Mme Agostinelli, responsable de la communication de Prada-France,
est une intime de Cécilia Sarkozy. Elle est aussi la
belle-sœur de Pierre-Jérôme Hénin,
le porte-parole adjoint de l'Elysée. C'est son mari,
un banquier d'affaires qui a travaillé un temps pour
la banque Lazard, que M.Sarkozy a parfois présenté
comme "son ami italien" aux journalistes qui les
croisaient ensemble à Wolfeboro.
Les Agostinelli vivent entre Paris et New York. Ils étaient
déjà présents lors de la fête donnée
au restaurant Le Fouquet's par le couple Sarkozy, le soir
de l'élection présidentielle, puis lors d'un
week-end au fort de Brégançon, résidence
réservée aux chefs d'Etat français. Ce
sont eux qui ont eu l'idée de louer la maison, dans
cette petite station d'une élégance très
"bostonienne". Wolfeboro est habituellement prisée
par la bourgeoisie de la côte Est des Etats-Unis, qui
aime y passer l'été et surtout l'hiver parce
qu'on peut y skier et patiner sur les chapelets de lac qui
s'étendent jusqu'à l'océan Atlantique.
"Il n'y a pas de mystère, je n'ai rien à
cacher, assure le président français. Mais je
trouve infernal d'avoir eu sans cesse, en face du ponton de
la maison, des bateaux couverts de photographes." De
fait, jamais congés d'un président de la Ve
République n'auront été aussi épiés.
Jamais non plus un chef de l'Etat français ne se sera
autant montré. Mais tout se passe comme si Nicolas
Sarkozy voulait pouvoir à la fois occuper l'espace
médiatique lorsqu'il le juge nécessaire et,
lorsque cela lui convient, cacher son mode de vie à
la curiosité de l'opinion.
Ce n'est qu'incidemment que les photographes américains
ont donc saisi, sans d'ailleurs l'identifier tout de suite,
la ministre de la justice, Rachida Dati, sur le bateau emmenant
les Sarkozy et leurs amis en balade sur le lac – confirmant
ainsi les relations privilégiées que la garde
des sceaux entretient avec le couple. On avait également
signalé la présence d'Henri Proglio, PDG de
Veolia, mais c'était une erreur. Le patron de l'entreprise
de services aux collectivités a dû publier un
communiqué pour démentir sa présence.
C'est aussi pour tenter de préserver le relatif anonymat
de ses amis que le président français a piqué
une grosse colère, le 5 août, contre les photographes
qui le "shootaient". Et eu ce geste inimaginable
aux Etats-Unis pour un chef de l'Etat : bondir sur le bateau
des journalistes – qui n'étaient pas des paparazzis
– pour se saisir un moment de leurs appareils.
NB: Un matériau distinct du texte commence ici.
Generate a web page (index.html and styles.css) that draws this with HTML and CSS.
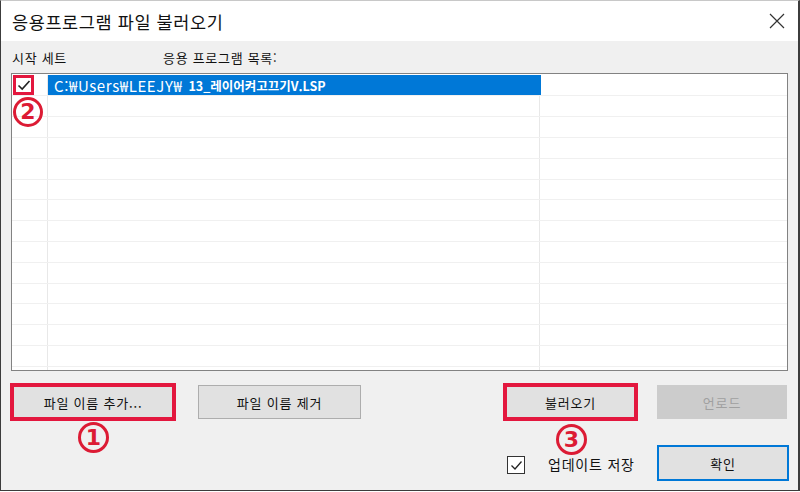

Avant de s'évanouir avec la torpeur du mois d'août,
le sujet du financement des vacances présidentielles
a pourtant suscité, en France, un début de polémique.
L'ancien porte-parole de Ségolène Royal, Arnaud
Montebourg, a dénoncé ce séjour payé
par "des amis millionnaires" et rappelé que
"le président doit se situer au-delà des
intérêts privés". Le député
René Dosière (apparenté socialiste),
auteur d'un rapport sur le budget de l'Elysée, a pour
sa part suggéré de vendre la résidence
d'Etat de Brégançon : "Il n'y a pas besoin
d'un lieu de villégiature si le président va
ailleurs!"
Un second événement a marqué les vacances
présidentielles et suscité quelques interrogations
: l'absence remarquée de Cécilia Sarkozy au
pique-nique donné par les Bush, le 11 août. Sujet
délicat parce qu'il mêle psychologie et vie privée
à la diplomatie et à la politique. Aux Etats-Unis,
chaque fois que Nicolas Sarkozy était seul ou accompagné
de son fils Louis, il s'est montré avenant avec la
presse. "Cela ne m'embête pas que vous me voyez
transpirant en train de faire mon jogging", expliquait-il
ainsi à des reporters, le 16 août, en ôtant
les écouteurs de son iPod d'où sortait le son
d'une chanson d'Elvis Presley. En revanche, comme il l'a répété
au Monde vendredi, il a réclamé à maintes
reprises : "Je ne veux pas que vous écriviez sur
Cecilia en famille. Cela relève de ma vie privée."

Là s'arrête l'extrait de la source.